American judge (1809–1879)

Orloff Mather Dorman (January 7, 1809 – June 16, 1879) was a justice of the Supreme Court of Virginia from 1869 to 1870.

Born in Wilbraham, Massachusetts, he was initially named "Orlow", which he changed to "Orloff" in his younger years. He received a B.A. from Amherst College in 1831, and read law under Azon Taber of Albany, New York, from 1831 to 1833, while teaching at the Albany Female Academy. He then moved to Florida, continuing to read law under Charles Downing of St. Augustine, Florida, from 1834 to 1835, thereafter practicing law in Florida until 1847.

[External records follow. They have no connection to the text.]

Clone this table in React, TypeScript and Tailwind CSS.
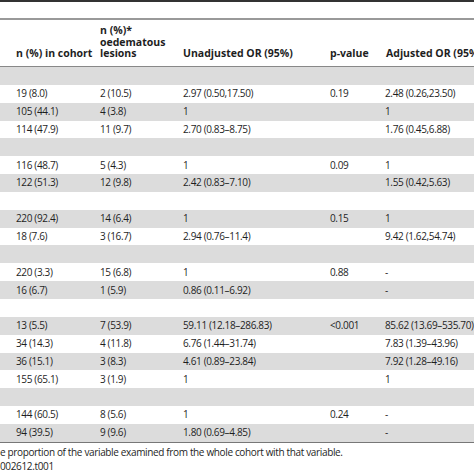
import React from "react";

const rows: [string, string, string, string, string][] = [
  ["", "", "", "", ""],
  ["19 (8.0)", "2 (10.5)", "2.97 (0.50,17.50)", "0.19", "2.48 (0.26,23.50)"],
  ["105 (44.1)", "4 (3.8)", "1", "", "1"],
  ["114 (47.9)", "11 (9.7)", "2.70 (0.83–8.75)", "", "1.76 (0.45,6.88)"],
  ["", "", "", "", ""],
  ["116 (48.7)", "5 (4.3)", "1", "0.09", "1"],
  ["122 (51.3)", "12 (9.8)", "2.42 (0.83–7.10)", "", "1.55 (0.42,5.63)"],
  ["", "", "", "", ""],
  ["220 (92.4)", "14 (6.4)", "1", "0.15", "1"],
  ["18 (7.6)", "3 (16.7)", "2.94 (0.76–11.4)", "", "9.42 (1.62,54.74)"],
  ["", "", "", "", ""],
  ["220 (3.3)", "15 (6.8)", "1", "0.88", "-"],
  ["16 (6.7)", "1 (5.9)", "0.86 (0.11–6.92)", "", "-"],
  ["", "", "", "", ""],
  ["13 (5.5)", "7 (53.9)", "59.11 (12.18–286.83)", "<0.001", "85.62 (13.69–535.70)"],
  ["34 (14.3)", "4 (11.8)", "6.76 (1.44–31.74)", "", "7.83 (1.39–43.96)"],
  ["36 (15.1)", "3 (8.3)", "4.61 (0.89–23.84)", "", "7.92 (1.28–49.16)"],
  ["155 (65.1)", "3 (1.9)", "1", "", "1"],
  ["", "", "", "", ""],
  ["144 (60.5)", "8 (5.6)", "1", "0.24", "-"],
  ["94 (39.5)", "9 (9.6)", "1.80 (0.69–4.85)", "", "-"],
];

export default function App() {
  return (
    <div
      className="w-[474px] h-[474px] overflow-hidden bg-white text-[#1e1e1e]"
      style={{ fontFamily: '"Open Sans", "Liberation Sans", sans-serif' }}
    >
      <div className="h-[2px] bg-[#333]" />
      <div className="mt-[16px] h-[2px] bg-[#999]" />
      <div className="h-[47px] border-b border-[#888] pl-[16px] pb-[6px] grid grid-cols-[84px_83px_147px_56px_1fr] items-end font-bold text-[10.5px] leading-[11.6px] whitespace-nowrap">
        <div>n (%) in cohort</div>
        <div className="flex flex-col">
          <span>n (%)*</span>
          <span>oedematous</span>
          <span>lesions</span>
        </div>
        <div>Unadjusted OR (95%)</div>
        <div>p-value</div>
        <div>Adjusted OR (95%)</div>
      </div>
      <div className="border-b border-[#777]">
        {rows.map((r, i) => (
          <div
            key={i}
            className={`h-[17.85px] pl-[16px] grid grid-cols-[84px_83px_147px_56px_1fr] items-center text-[10px] tracking-[-0.35px] whitespace-nowrap ${
              i % 2 === 0 ? "bg-[#dcdcdc]" : "bg-white"
            }`}
          >
            <div>{r[0]}</div>
            <div>{r[1]}</div>
            <div>{r[2]}</div>
            <div>{r[3]}</div>
            <div className="-ml-[1px]">{r[4]}</div>
          </div>
        ))}
      </div>
      <div className="pt-[2px] text-[10px] tracking-[-0.35px] leading-[14px] whitespace-nowrap">
        <div>e proportion of the variable examined from the whole cohort with that variable.</div>
        <div>002612.t001</div>
      </div>
    </div>
  );
}
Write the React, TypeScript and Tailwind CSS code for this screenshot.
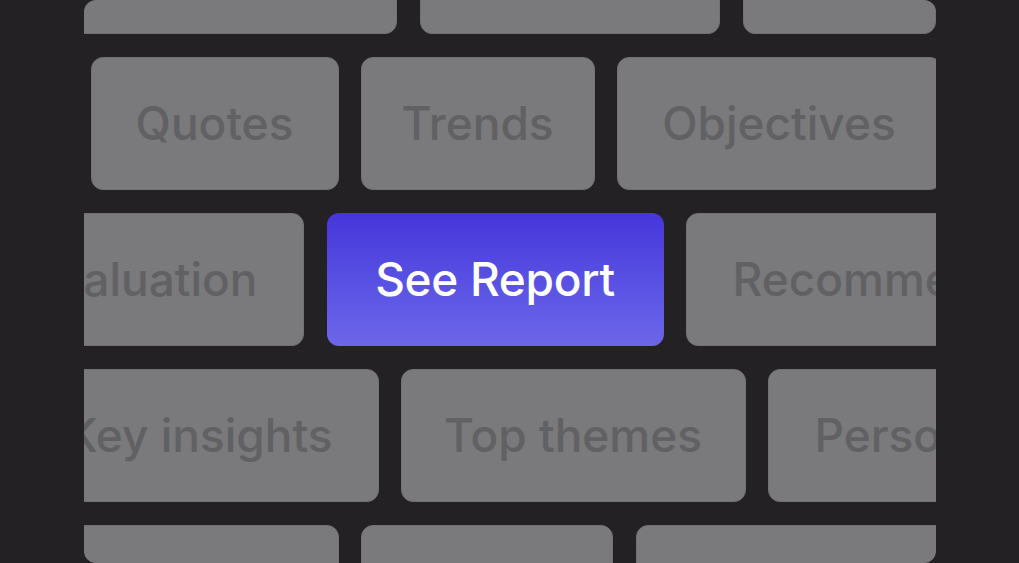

During the American Civil War, he served in the Union Army as a paymaster, with rank of major, from 1862 to 1866. He was thereafter named a judge of the Corporation Court of Norfolk, Virginia, from 1867 to 1868. He was named to the Virginia state supreme court during Reconstruction, on May 6, 1869, by the commander of the First Military District overseeing civilian government in Virginia. He served until January 26, 1870, when civilian rule was restored.

Dorman married Margarette E. Gould, of Hampshire County, Massachusetts, on September 4, 1845. They had no children. Dorman thereafter resided in Virginia until his death, at his home in Norfolk, Virginia, at the age of 70.